Cosas de niños

Meryem El Mehdati

Meryem El Mehdati

Puede ser la mejor y la peor de las épocas, la infancia. Los recuerdos que se conservan de esos años pasan a difuminarse con el tiempo y se vuelven vagos, imperfectos, pero las personas en las que nos convertimos de adultos tienen mucho que ver con esos primeros años. Si se nos quiso bien o no, si se nos cuidó bien o no, si se usó la paciencia, el cariño y la atención para plantarnos firmes en la tierra. Si se nos enseñó a dar los primeros pasos con los brazos de nuestros padres extendidos para amortiguar las caídas. Se me rompe el corazón de vez en cuando por los niños, pero sobre todo por ellas, por las niñas. El mundo está lleno de personas oscuras y recovecos sin luz que no tendrían que aparecer en sus caminos, y sin embargo surgen. Se los encuentran. Se topan con compañeros de colegio que casi a diario, durante todo un curso escolar, las arrastran de los brazos y las piernas detrás de unos setos, les bajan la ropa interior, les arañan sus partes íntimas y las restriegan con tierra. Una niña de 6 años en Badajoz aguantó un año entero antes de contarles a sus padres lo que otros tres niños de su edad le hacían en el recreo. Seis años, una se pregunta dónde aprendieron a hacer eso esos menores, dónde lo han visto para pasar a replicarlo, cómo puede pasárseles por la cabeza hacerle algo así a una chiquita a la que ven todos los días y que estudia con ellos. ¿Quiénes son sus adultos de referencia, a qué clase de entorno están expuestos?

Preguntas y dudas

Surgen muchísimas preguntas y dudas, por supuesto, como dónde estaban los profesores que quedaban al cuidado de esas criaturas durante la hora del patio, qué vigilaban, a qué estaban exactamente, cómo es posible que no se diesen cuenta de algo así. Se puede no estar atento un día, dos, tres. ¿Pero todo un curso escolar? En la noticia explican que la menor llegaba a casa con moratones y heridas muy a menudo. También se resuelve que la causa se archiva porque los menores son inimputables. Yo pienso en el director de ese colegio y en el "Plan de actuación en relación contra las alteraciones de la convivencia por acoso escolar en los centros educativos" que activó la consejería de Educación. Seis años es muy poca vida para entender que la justicia muchas veces no existe y que las personas con el deber de proteger a quien todavía no puede hacerlo por sí mismo se desentienden de su trabajo con mucha facilidad y ninguna consecuencia. El asunto se zanja así: dos de los supuestos acosadores son trasladados a otro centro, pero el tercero todavía sigue en ese mismo colegio. A quien se aísla es a la víctima para que no se cruce con su acosador en el recreo, en los pasillos y en el comedor. Nadie dimite ni se hace responsable de nada. Me gustaría ser el tipo de persona que considera y confía en que con un poco de suerte esta niña olvidará con el paso de los años esa experiencia, como si el tiempo fuese una suerte de goma de borrar implacable que cura todo. Quizá llegue a la edad adulta con un ligero eco de lo que sucedió, apapachada por esa neblina que rodea el principio de toda vida, un muro entre nuestros primeros recuerdos y la primera toma de consciencia que tenemos de nosotros mismos. Ojalá sea así. Seis años son tan poco.

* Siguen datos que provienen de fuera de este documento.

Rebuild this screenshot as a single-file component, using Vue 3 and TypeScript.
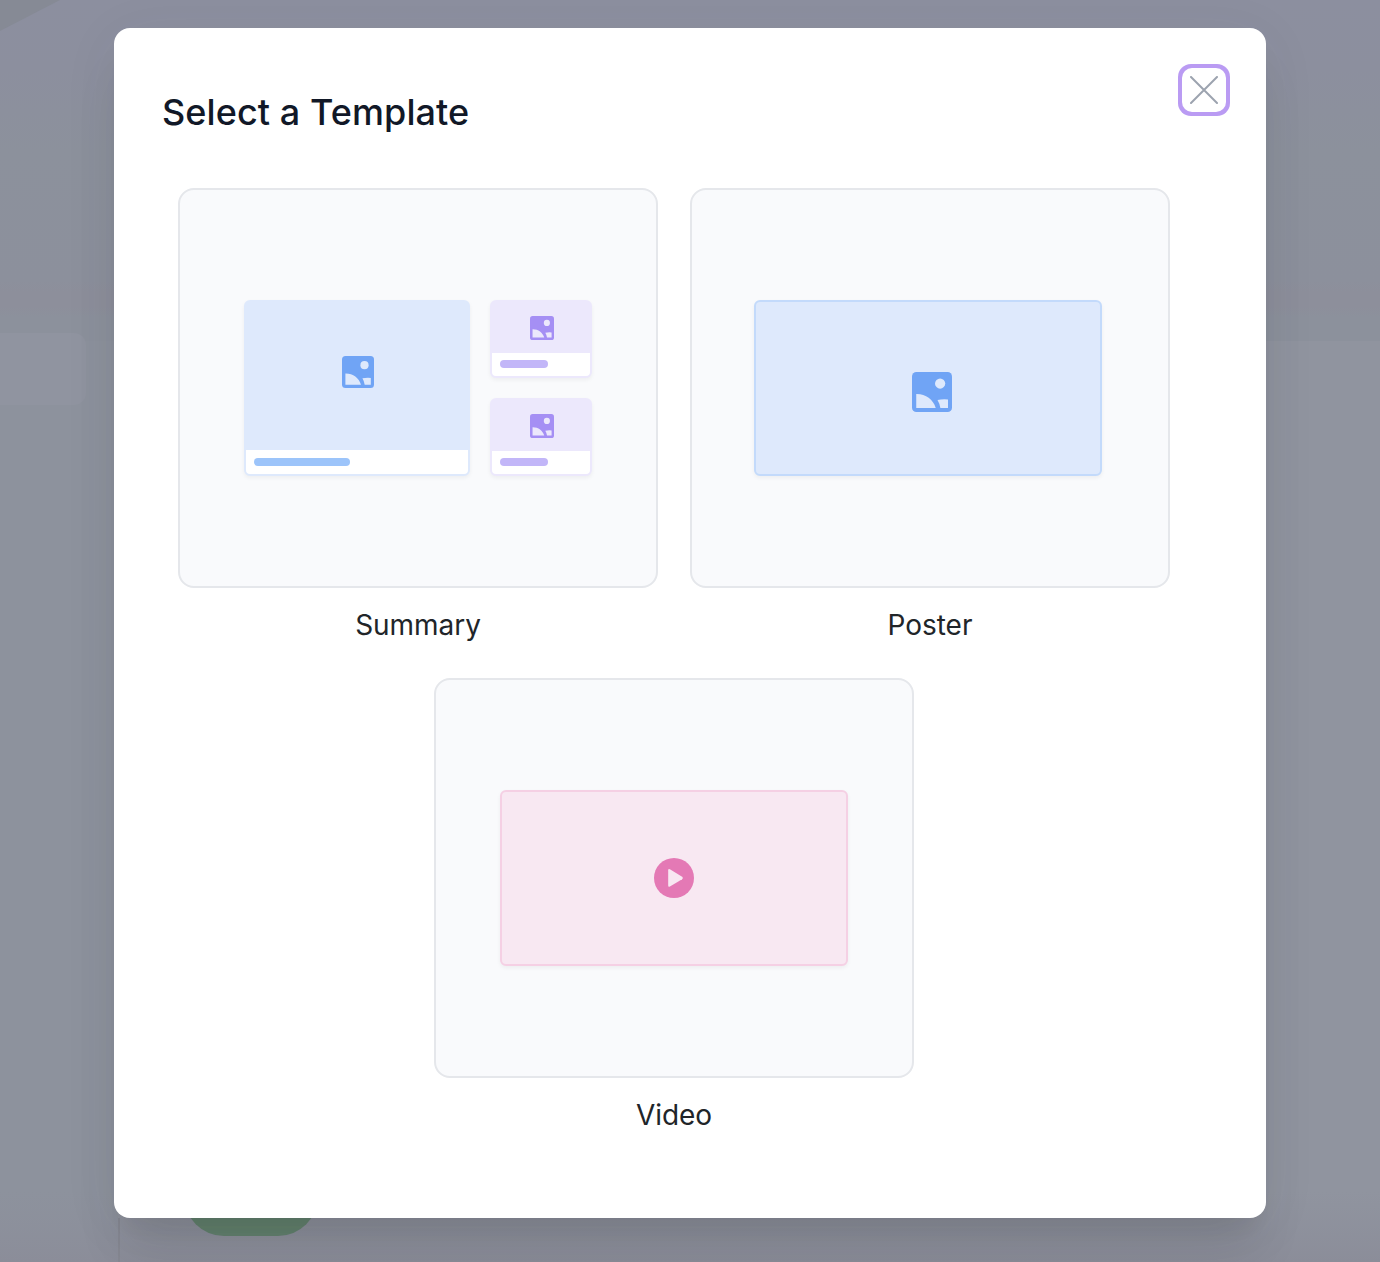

Digo que me gustaría ser de ese tipo de personas porque yo no lo soy y porque les atribuyo cierto tipo de inocencia que solo poseen quienes nunca lo han pasado mal. A mis 32 sigo sin poder pasar más de diez minutos en la localidad en la que estudié sin que me pique toda la piel del cuerpo. Cómo sufrí en ese instituto, no se lo imaginan. Diecisiete años después recuerdo con precisa exactitud la garganta cerrada, las manos agarrotadas y sudorosas, el pánico en el estómago cada día al cruzar la reja negra de la entrada. Una de las profesoras a las que acudí desesperada me felicitó hace un tiempo tras leerme en este periódico. Supongo que olvidó que fue ella la que me encerró en la biblioteca de ese instituto para que hablase las cosas con mis acosadores, siete alumnos que se entretenían robándome mis libros, escondiéndome los apuntes y torturándome psicológicamente cada día, quién sabe por qué. Yo todavía no he podido olvidarlo. Creo que nunca podré.